When I said there’s plenty of content, I really did mean it. Other than smashing this game cooperatively or solo, and unlocking skills, weapons, gadgets in the process, there are secrets to be found, vehicles to drive through scores of enemies, and plenty to explore. For vehicles, other than coasting through the French countryside on a cruiser motorbike you can also drive a Combine Harvester, allowing you to mow down enemies with ease, and the Popemobile, which is a ginormous mech that shoots rockets, bullets, and drops a field of grenades. There’s a lot to experience in the game, and it’s even more fun with friends (not to mention, a lot easier). At the end of each level, you’ll be welcomed to a loading screen that displays each of the levels, as well as giving you a level score and overall game score. It also breaks down how many enemies you killed, secrets unlocked, and how much time you spent completing each level. It’s something games don’t typically include nowadays, but it’s super handy and gives you a good idea of how well you played.

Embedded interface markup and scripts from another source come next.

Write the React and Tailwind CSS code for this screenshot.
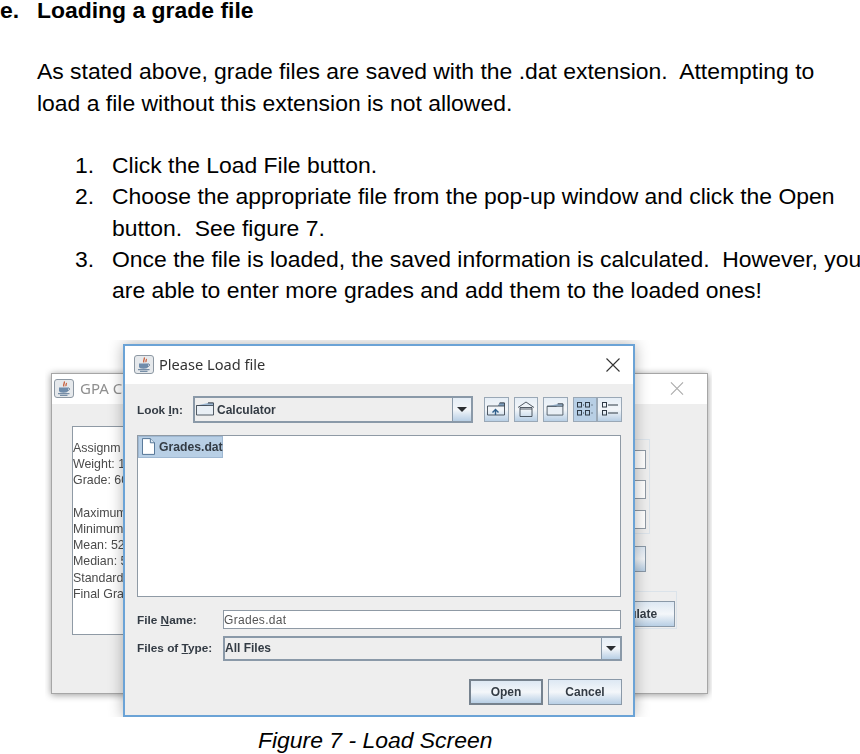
const JavaIcon = ({ className }) => (
  <svg viewBox="0 0 20 19" className={className}>
    <rect x="0.5" y="0.5" width="19" height="18" rx="2.5" fill="#e6e9ec" stroke="#8d98a3" />
    <path d="M10 2.5c1.6 1.6-1.6 2.6 0 5M12.2 4c.8 1-1 1.8 0 3.2" fill="none" stroke="#c8603d" strokeWidth="1.3" />
    <path d="M5 8.5h9v3c0 1.6-1.6 2.2-4.5 2.2S5 13.1 5 11.5z" fill="#6f8cab" />
    <path d="M14 9c2.2-.5 2.2 2.4-.4 2.5M4 14.7h11.5M6 16.3h7.5" fill="none" stroke="#5c7896" strokeWidth="1" />
  </svg>
);

const CloseIcon = ({ className }) => (
  <svg viewBox="0 0 14 14" className={className} fill="none" stroke="currentColor" strokeWidth="1.1">
    <path d="M.5.5l13 13M13.5.5l-13 13" />
  </svg>
);

const FolderIcon = ({ className }) => (
  <svg viewBox="0 0 18 14" className={className}>
    <path d="M.5 3.5h10l1.5-2.5h5.5v12H.5z" fill="#e9eff5" stroke="#3f4a55" strokeWidth="0.9" />
    <path d="M12 1h5.5v2.5H.5" fill="#9db7d1" stroke="#3f4a55" strokeWidth="0.9" />
  </svg>
);

const FileIcon = ({ className }) => (
  <svg viewBox="0 0 14 18" className={className}>
    <path d="M.5.5h8.5l4.5 4.5v12.5H.5z" fill="#fff" stroke="#4a6c8f" />
    <path d="M9 .5v4.5h4.5" fill="#dbe6f1" stroke="#4a6c8f" />
  </svg>
);

const UpIcon = ({ className }) => (
  <svg viewBox="0 0 18 14" className={className} fill="none" stroke="#3f4a55" strokeWidth="0.9">
    <path d="M.5 4h11l1.5-3h4.5v12H.5z" />
    <path d="M12.5 1h5v3h-6" fill="#7f9fbf" />
    <path d="M8.5 13V8M5.5 10.5l3-3 3 3" stroke="#2f5e8a" strokeWidth="1.4" />
  </svg>
);

const HomeIcon = ({ className }) => (
  <svg viewBox="0 0 18 16" className={className} fill="none" stroke="#3f4a55" strokeWidth="0.9">
    <path d="M1 6.5L9 1l8 5.5" />
    <path d="M3 6.5h12v9H3z" />
    <path d="M3 8h12" />
  </svg>
);

const GridIcon = ({ className }) => (
  <svg viewBox="0 0 18 16" className={className} fill="none" stroke="#2f3a45" strokeWidth="1">
    <rect x="1.5" y="1.5" width="4" height="4.5" />
    <rect x="9.5" y="1.5" width="4" height="4.5" />
    <rect x="1.5" y="9.5" width="4" height="4.5" />
    <rect x="9.5" y="9.5" width="4" height="4.5" />
    <path d="M7 4h1M15.5 4h1M7 12h1M15.5 12h1" />
  </svg>
);

const ListIcon = ({ className }) => (
  <svg viewBox="0 0 18 16" className={className} fill="none" stroke="#2f3a45" strokeWidth="1">
    <rect x="1.5" y="1.5" width="4" height="4.5" />
    <rect x="1.5" y="9.5" width="4" height="4.5" />
    <path d="M7 4h10M7 12h10" />
  </svg>
);

const ArrowButton = ({ className }) => (
  <div className={`flex items-center justify-center border-l border-[#8a99a8] bg-linear-to-b from-[#e6eef6] via-[#f3f6f9] to-[#b8cfe5] ${className}`}>
    <div className="h-0 w-0 border-x-[5px] border-t-[5px] border-x-transparent border-t-[#2b2f33]" />
  </div>
);

const ToolButton = ({ children, active }) => (
  <div className={`flex h-[25px] w-[24.6px] items-center justify-center border border-[#9aa8b6] ${active ? "bg-[#b8cfe5]" : "bg-linear-to-b from-[#e6eef6] via-[#f3f6f9] to-[#b8cfe5]"}`}>
    {children}
  </div>
);

const PushButton = ({ children, strong }) => (
  <div className={`flex h-[26px] w-[74px] items-center justify-center bg-linear-to-b from-[#dde8f3] via-[#f4f7fa] to-[#b8cfe5] pt-[1px] text-[12px] font-bold text-[#333b44] ${strong ? "border-2 border-[#76828e]" : "border border-[#8a99a8]"}`}>
    {children}
  </div>
);

const gpaLines = ["Assignm", "Weight: 1", "Grade: 60", "\u00a0", "Maximum", "Minimum", "Mean: 52", "Median: 5", "Standard", "Final Gra"];

const Field = () => <div className="h-[19px] w-[40px] shrink-0 border border-[#8f9aa5] bg-white" />;

function BackWindow() {
  return (
    <div className="absolute left-[6px] top-[33px] flex h-[321px] w-[657px] flex-col border border-[#a6a6a6] bg-[#eeeeee] shadow-[0_1px_7px_rgba(0,0,0,0.4)]">
      <div className="flex h-[30px] items-center justify-between bg-white pl-[2px] pr-[23px]">
        <div className="flex items-center gap-[6px]">
          <JavaIcon className="h-[19px] w-[20px]" />
          <span className="font-['Noto_Sans'] text-[15px] text-[#8f8f8f]">GPA Calculator</span>
        </div>
        <CloseIcon className="h-[13px] w-[14px] text-[#a8a8a8]" />
      </div>
      <div className="flex flex-1 items-start justify-between pb-[58px] pl-[20px] pr-[30px] pt-[22px]">
        <div className="h-[209px] w-[300px] border border-[#8f9aa5] bg-white pt-[13px] font-['Liberation_Sans'] text-[12.4px] leading-[16.2px] text-[#4b4b4b]">
          {gpaLines.map((l, i) => <div key={i}>{l}</div>)}
        </div>
        <div className="flex flex-col items-end">
          <div className="mr-[27px] mt-[13px] flex h-[95px] flex-col gap-[11px] border border-[#dbe3ea] pb-[2px] pl-[10px] pr-[3px] pt-[10px]">
            <Field />
            <Field />
            <Field />
          </div>
          <div className="mr-[31px] mt-[12px] h-[26px] w-[60px] border border-[#8a99a8] bg-linear-to-b from-[#dde8f3] via-[#f4f7fa] to-[#b8cfe5]" />
          <div className="mt-[19px] h-[38px] border border-[#dbe3ea] px-[1px] pb-[1px] pt-[9px]">
            <div className="flex h-[26px] w-[89px] items-center justify-center border border-[#8a99a8] bg-linear-to-b from-[#dde8f3] via-[#f4f7fa] to-[#b8cfe5] pt-[1px] font-['Liberation_Sans'] text-[12px] font-bold text-[#333b44]">
              Calculate
            </div>
          </div>
        </div>
      </div>
    </div>
  );
}

function Dialog() {
  return (
    <div className="absolute left-[78px] top-[4px] flex h-[373px] w-[512px] flex-col border-2 border-[#6ba3d6] bg-[#eeeeee] font-['Liberation_Sans'] shadow-[0_0_14px_rgba(0,0,0,0.3)]">
      <div className="flex h-[38px] shrink-0 items-center justify-between bg-white pl-[9px] pr-[13px]">
        <div className="flex items-center gap-[5px]">
          <JavaIcon className="h-[19px] w-[20px]" />
          <span className="font-['Noto_Sans'] text-[14.6px] text-[#333]">Please Load file</span>
        </div>
        <CloseIcon className="h-[14px] w-[14px] text-[#333]" />
      </div>
      <div className="flex flex-1 flex-col px-[12px] pt-[12px] text-[12px] font-bold text-[#333b44]">
        <div className="-mr-[1px] flex h-[27px] items-center">
          <span className="w-[56px] shrink-0 pt-[2px] text-[11.8px]">Look <u>I</u>n:</span>
          <div className="flex h-[27px] w-[280px] shrink-0 items-center border-2 border-[#8a99a8]">
            <FolderIcon className="ml-[1px] h-[14px] w-[18px]" />
            <span className="ml-[3px] flex-1 pt-[2px]">Calculator</span>
            <ArrowButton className="h-full w-[19px]" />
          </div>
          <div className="ml-[11px] flex shrink-0 gap-[5px]">
            <ToolButton><UpIcon className="h-[14px] w-[18px]" /></ToolButton>
            <ToolButton><HomeIcon className="h-[16px] w-[18px]" /></ToolButton>
            <ToolButton><FolderIcon className="h-[13px] w-[18px]" /></ToolButton>
            <div className="flex">
              <ToolButton active><GridIcon className="h-[16px] w-[18px]" /></ToolButton>
              <ToolButton><ListIcon className="h-[16px] w-[18px]" /></ToolButton>
            </div>
          </div>
        </div>
        <div className="mt-[12px] h-[162px] border border-[#8f9aa5] bg-white">
          <div className="flex h-[22px] w-[85px] items-center gap-[4px] border border-[#9fb8d2] bg-[#b8cfe5] pl-[3px]">
            <FileIcon className="h-[17px] w-[13px] shrink-0" />
            <span className="pt-[2px] text-[12.2px]">Grades.dat</span>
          </div>
        </div>
        <div className="mt-[13px] flex h-[19px] items-center">
          <span className="w-[86px] pt-[2px] text-[11.8px]">File <u>N</u>ame:</span>
          <div className="flex h-full flex-1 items-center border border-[#8f9aa5] bg-white pt-[2px] text-[12px] font-normal tracking-[0.3px] text-[#555]">
            Grades.dat
          </div>
        </div>
        <div className="-mr-[1px] mt-[7px] flex h-[25px] items-center">
          <span className="w-[86px] pt-[1px] text-[11.8px]">Files of <u>T</u>ype:</span>
          <div className="flex h-full flex-1 items-center border-2 border-[#8a99a8]">
            <span className="flex-1 pt-[1px]">All Files</span>
            <ArrowButton className="h-full w-[19px]" />
          </div>
        </div>
        <div className="-mr-[1px] mt-[18px] flex justify-end gap-[5px]">
          <PushButton strong>Open</PushButton>
          <PushButton>Cancel</PushButton>
        </div>
      </div>
    </div>
  );
}

export default function App() {
  const line = "block whitespace-pre";
  return (
    <div className="h-[754px] w-[860px] overflow-hidden bg-white font-['Liberation_Sans',sans-serif] text-[22.93px] leading-[31.25px] text-black">
      <div className="flex font-bold leading-[20px]">
        <span className="w-[37px]">e.</span>
        <span>Loading a grade file</span>
      </div>
      <div className="mt-[36.4px] pl-[37px]">
        <span className={line}>As stated above, grade files are saved with the .dat extension.  Attempting to</span>
        <span className={line}>load a file without this extension is not allowed.</span>
      </div>
      <ol className="mt-[31.25px] pl-[75px]">
        <li className="flex">
          <span className="w-[37px] shrink-0">1.</span>
          <span className={line}>Click the Load File button.</span>
        </li>
        <li className="flex">
          <span className="w-[37px] shrink-0">2.</span>
          <div>
            <span className={line}>Choose the appropriate file from the pop-up window and click the Open</span>
            <span className={line}>button.  See figure 7.</span>
          </div>
        </li>
        <li className="flex">
          <span className="w-[37px] shrink-0">3.</span>
          <div>
            <span className={line}>Once the file is loaded, the saved information is calculated.  However, you</span>
            <span className={line}>are able to enter more grades and add them to the loaded ones!</span>
          </div>
        </li>
      </ol>
      <div className="relative ml-[45px] mt-[33.6px] h-[377px] w-[667px] overflow-hidden blur-[0.3px]">
        <BackWindow />
        <Dialog />
      </div>
      <div className="mt-[8px] pl-[258px] italic">Figure 7 - Load Screen</div>
    </div>
  );
}
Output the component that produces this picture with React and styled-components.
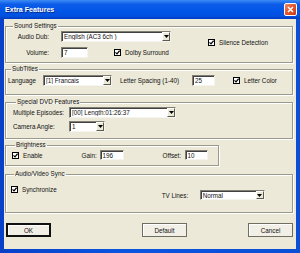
import styled, { createGlobalStyle } from 'styled-components';

const Global = createGlobalStyle`
  html, body {
    margin: 0;
    padding: 0;
    background: #ece9d8;
  }
  body {
    font-family: "Liberation Sans", Arial, sans-serif;
    font-size: 6.3px;
    color: #111;
  }
`;

const Window = styled.div`
  width: 300px;
  height: 253px;
  box-sizing: border-box;
  display: flex;
  flex-direction: column;
  background: linear-gradient(90deg, #0840c8 0%, #0a55e0 40%, #0a4fd6 100%);
  overflow: hidden;
`;

const TitleBar = styled.div`
  height: 19px;
  flex: none;
  display: flex;
  align-items: center;
  justify-content: space-between;
  padding: 0 3px 0 5px;
  background: linear-gradient(180deg, #3d8cf6 0%, #0d5ce8 22%, #0055e6 60%, #0250e0 85%, #003cc0 100%);
`;

const Title = styled.span`
  color: #fff;
  font-weight: bold;
  font-size: 7.1px;
  text-shadow: 1px 1px 0 #0a2a8a;
`;

const CloseBtn = styled.span`
  width: 13px;
  height: 13px;
  box-sizing: border-box;
  border: 1px solid #fff;
  border-radius: 2px;
  background: linear-gradient(135deg, #f2876a 0%, #e2542c 50%, #c93a18 100%);
  display: flex;
  align-items: center;
  justify-content: center;
`;

const Body = styled.div`
  flex: 1;
  margin: 0 4px 4px 4px;
  background: #ece9d8;
  padding: 3px 3px 0 1px;
  display: flex;
  flex-direction: column;
`;

const Group = styled.fieldset`
  margin: ${p => p.$mt || 0}px 0 0 0;
  padding: ${p => p.$pad};
  border: 1px solid #9a9a8a;
  box-shadow: inset 1px 1px 0 #fff, 1px 1px 0 #fff;
  min-width: 0;
  width: ${p => (p.$w ? `${p.$w}px` : 'auto')};
  box-sizing: border-box;

  legend {
    padding: 0 1px;
    margin-left: 3px;
    line-height: 8px;
    font-size: 6.3px;
  }
`;

const Row = styled.div`
  display: flex;
  align-items: center;
  height: ${p => p.$h || 11}px;
  margin-top: ${p => p.$mt || 0}px;
`;

const Col = styled.div`
  display: flex;
  flex-direction: column;
  width: ${p => p.$w}px;
  flex: none;
`;

const Label = styled.span`
  flex: none;
  width: ${p => p.$w}px;
  text-align: ${p => (p.$right ? 'right' : 'left')};
  margin-left: ${p => p.$ml || 0}px;
  white-space: nowrap;
`;

const Field = styled.div`
  flex: none;
  box-sizing: border-box;
  width: ${p => p.$w}px;
  height: ${p => p.$h || 11}px;
  margin-left: ${p => p.$ml || 0}px;
  background: #fff;
  border: 1px solid;
  border-color: #7f7f74 #f4f3ee #f4f3ee #7f7f74;
  box-shadow: inset 1px 1px 0 #404040;
  display: flex;
  align-items: center;
  padding-left: 2px;
  white-space: nowrap;
  overflow: hidden;
`;

const Value = styled.span`
  flex: 1;
  overflow: hidden;
`;

const Arrow = styled.span`
  flex: none;
  width: 8px;
  height: 100%;
  box-sizing: border-box;
  background: #ece9d8;
  border: 1px solid;
  border-color: #fff #5a5a50 #5a5a50 #fff;
  display: flex;
  align-items: center;
  justify-content: center;
`;

const Check = styled.label`
  flex: none;
  display: flex;
  align-items: center;
  gap: 4px;
  margin-left: ${p => p.$ml || 0}px;
  margin-top: ${p => p.$mt || 0}px;
  height: 10px;
  white-space: nowrap;
`;

const Box = styled.span`
  width: 7px;
  height: 7px;
  box-sizing: border-box;
  border: 1px solid #000;
  background: #fff;
  display: flex;
  align-items: center;
  justify-content: center;
`;

const Flex = styled.div`
  display: flex;
  align-items: flex-start;
`;

const Buttons = styled.div`
  display: flex;
  margin-top: 10px;
`;

const Button = styled.div`
  width: 45px;
  height: 14px;
  box-sizing: border-box;
  margin-left: ${p => p.$ml || 0}px;
  display: flex;
  align-items: center;
  justify-content: center;
  background: #f1efe6;
  border: ${p => (p.$default ? '2px solid #111' : '1px solid #6e6e62')};
  box-shadow: inset 1px 1px 0 #fff;
`;

function Select({ value, w, ml, h }) {
  return (
    <Field $w={w} $ml={ml} $h={h}>
      <Value>{value}</Value>
      <Arrow>
        <svg width="5" height="3" viewBox="0 0 5 3">
          <path d="M0 0h5L2.5 3z" fill="#000" />
        </svg>
      </Arrow>
    </Field>
  );
}

function CheckBox({ text, ml, mt }) {
  return (
    <Check $ml={ml} $mt={mt}>
      <Box>
        <svg width="5" height="5" viewBox="0 0 5 5">
          <path d="M0.5 2.3l1.5 1.6 2.6-3.2" stroke="#000" strokeWidth="1.2" fill="none" />
        </svg>
      </Box>
      {text}
    </Check>
  );
}

export default function App() {
  return (
    <Window>
      <Global />
      <TitleBar>
        <Title>Extra Features</Title>
        <CloseBtn>
          <svg width="7" height="7" viewBox="0 0 7 7">
            <path d="M1 1l5 5M6 1l-5 5" stroke="#fff" strokeWidth="1.5" />
          </svg>
        </CloseBtn>
      </TitleBar>
      <Body>
        <Group $pad="1px 4px 4px 4px">
          <legend>Sound Settings</legend>
          <Flex>
            <Col $w={162}>
              <Row>
                <Label $w={39} $right>Audio Dub:</Label>
                <Select value="English (AC3 6ch )" w={110} ml={12} />
              </Row>
              <Row $mt={5}>
                <Label $w={39} $right>Volume:</Label>
                <Field $w={27} $ml={12}>7</Field>
                <CheckBox text="Dolby Surround" ml={26} />
              </Row>
            </Col>
            <CheckBox text="Silence Detection" ml={36} mt={6} />
          </Flex>
        </Group>

        <Group $mt={2} $pad="2px 2px 8px 2px">
          <legend>SubTitles</legend>
          <Row>
            <Label $w={35}>Language</Label>
            <Select value="[1] Francais" w={69} />
            <Label $w={72} $ml={8}>Letter Spacing (1-40)</Label>
            <Field $w={23}>25</Field>
            <CheckBox text="Letter Color" ml={18} />
          </Row>
        </Group>

        <Group $mt={3} $pad="1px 7px 6px 7px">
          <legend>Special DVD Features</legend>
          <Row>
            <Label $w={56}>Multiple Episodes:</Label>
            <Select value="[00] Length:01:26:37" w={107} />
          </Row>
          <Row $mt={3}>
            <Label $w={56}>Camera Angle:</Label>
            <Select value="1" w={36} />
          </Row>
        </Group>

        <Group $mt={2} $w={214} $pad="1px 6px 5px 6px">
          <legend>Brightness</legend>
          <Row $h={10}>
            <CheckBox text="Enable" />
            <Label $w={18} $ml={39}>Gain:</Label>
            <Field $w={24} $h={10}>196</Field>
            <Label $w={22} $ml={39}>Offset:</Label>
            <Field $w={23} $h={10}>10</Field>
          </Row>
        </Group>

        <Group $mt={4} $pad="0 5px 12px 5px">
          <legend>Audio/Video Sync</legend>
          <Flex>
            <CheckBox text="Synchronize" mt={6} />
            <Row $mt={12} $h={10}>
              <Label $w={38} $ml={105}>TV Lines:</Label>
              <Select value="Normal" w={65} h={10} />
            </Row>
          </Flex>
        </Group>

        <Buttons>
          <Button $default $ml={1}>OK</Button>
          <Button $ml={91}>Default</Button>
          <Button $ml={61}>Cancel</Button>
        </Buttons>
      </Body>
    </Window>
  );
}
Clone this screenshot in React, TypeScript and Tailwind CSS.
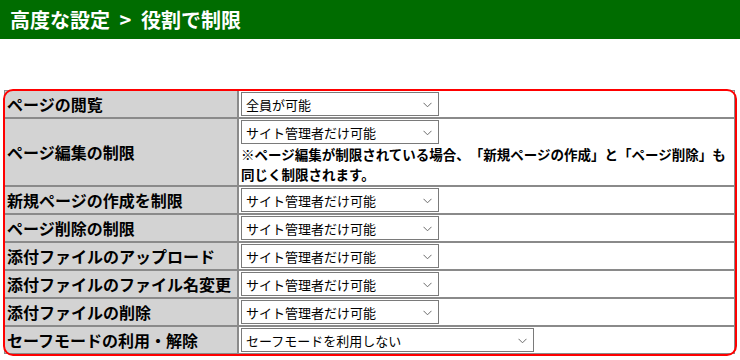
import React from "react";

type Row = {
  label: string;
  value: string;
  wide?: boolean;
  note?: string;
};

const rows: Row[] = [
  { label: "ページの閲覧", value: "全員が可能" },
  {
    label: "ページ編集の制限",
    value: "サイト管理者だけ可能",
    note: "※ページ編集が制限されている場合、「新規ページの作成」と「ページ削除」も同じく制限されます。",
  },
  { label: "新規ページの作成を制限", value: "サイト管理者だけ可能" },
  { label: "ページ削除の制限", value: "サイト管理者だけ可能" },
  { label: "添付ファイルのアップロード", value: "サイト管理者だけ可能" },
  { label: "添付ファイルのファイル名変更", value: "サイト管理者だけ可能" },
  { label: "添付ファイルの削除", value: "サイト管理者だけ可能" },
  { label: "セーフモードの利用・解除", value: "セーフモードを利用しない", wide: true },
];

const Select = ({ value, wide }: { value: string; wide?: boolean }) => (
  <div
    className={`relative flex items-center h-[24px] border border-[#7a7a7a] bg-white pl-[4px] text-[13px] text-black ${
      wide ? "w-[293px]" : "w-[198px]"
    }`}
  >
    <span className="leading-none">{value}</span>
    {/* chevron */}
    <svg
      className="absolute right-[6px] top-[9px]"
      width="9"
      height="6"
      viewBox="0 0 9 6"
      fill="none"
    >
      <path d="M0.5 0.8 L4.5 4.8 L8.5 0.8" stroke="#6b6b6b" strokeWidth="1" />
    </svg>
  </div>
);

export default function App() {
  return (
    <div className="w-[740px] h-[360px] bg-white overflow-hidden font-['Noto_Sans_CJK_JP','Noto_Sans',sans-serif] text-black [text-spacing-trim:space-all]">
      <div className="h-[39px] bg-[#006c00] text-white font-bold text-[20px] pl-[10px] flex items-center whitespace-pre">
        高度な設定 <span className="px-[5px]">&gt;</span> 役割で制限
      </div>

      <div className="relative mt-[51px] ml-[4px] w-[731px]">
        <table className="w-full table-fixed border-separate border-spacing-0">
          <colgroup>
            <col className="w-[234px]" />
            <col />
          </colgroup>
          <tbody>
            {rows.map((r, i) => (
              <tr key={i}>
                <td className="bg-[#d3d3d3] border border-[#8a8a8a] px-[2px] align-middle font-bold text-[16px] leading-[26px] whitespace-nowrap">
                  {r.label}
                </td>
                <td className="border border-[#8a8a8a] px-[2px] py-[1px] align-top">
                  <Select value={r.value} wide={r.wide} />
                  {r.note && (
                    <div className="font-bold text-[13.5px] leading-[20px]">
                      {r.note}
                    </div>
                  )}
                </td>
              </tr>
            ))}
          </tbody>
        </table>
        {/* red highlight frame */}
        <div className="pointer-events-none absolute -left-[1px] -top-[1px] -right-[2px] -bottom-[2px] border-2 border-[#ff0000] rounded-[10px]" />
      </div>
    </div>
  );
}
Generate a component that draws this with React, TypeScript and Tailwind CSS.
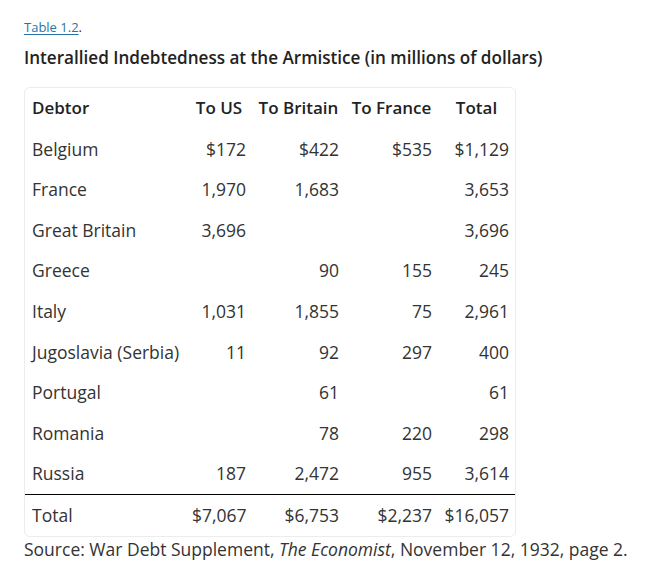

Serious Sam 4 is a step in the right direction for a series that hasn’t seen a new game in 9 years. There’s plenty of content to enjoy, and all of it can be experienced with friends (do note, there’s only online co-op, not local co-op). The weapons, vehicles, gadgets, and skills all provide an entertaining experience for all parties involved, and it will keep you tied to the game for hours on end. My only concern with this game comes with its immersion. While the graphics, level design, and environment design are amazing, they do get overshadowed in cutscenes by wonky character animations, chihuahua-like NPC eyes, and hands that aren’t attached to the items that they are using. But, if you’re only looking for an experience where you can carve through thousands of enemies without breaking a sweat, or want to relive what made an older era of FPS games great, then look no further.
Serious Sam 4
Serious Sam 4 has done seriously well for a series that hasn’t seen a mainline game in nearly 10 years. Croteam went all out on this one and has filled it to the brim with rewarding gameplay, hidden goodies, and a great soundtrack to boot. Unfortunately, there are a few kinks in this pipe, such as the sub-par story, weird character models and animations, and other gameplay bugs. But no doubt, you’ll only be interested in carving through hundreds, if not thousands, of enemies with a huge arsenal of skills, weapons, and gadgets, and that’s exactly what Serious Sam 4 has done so well.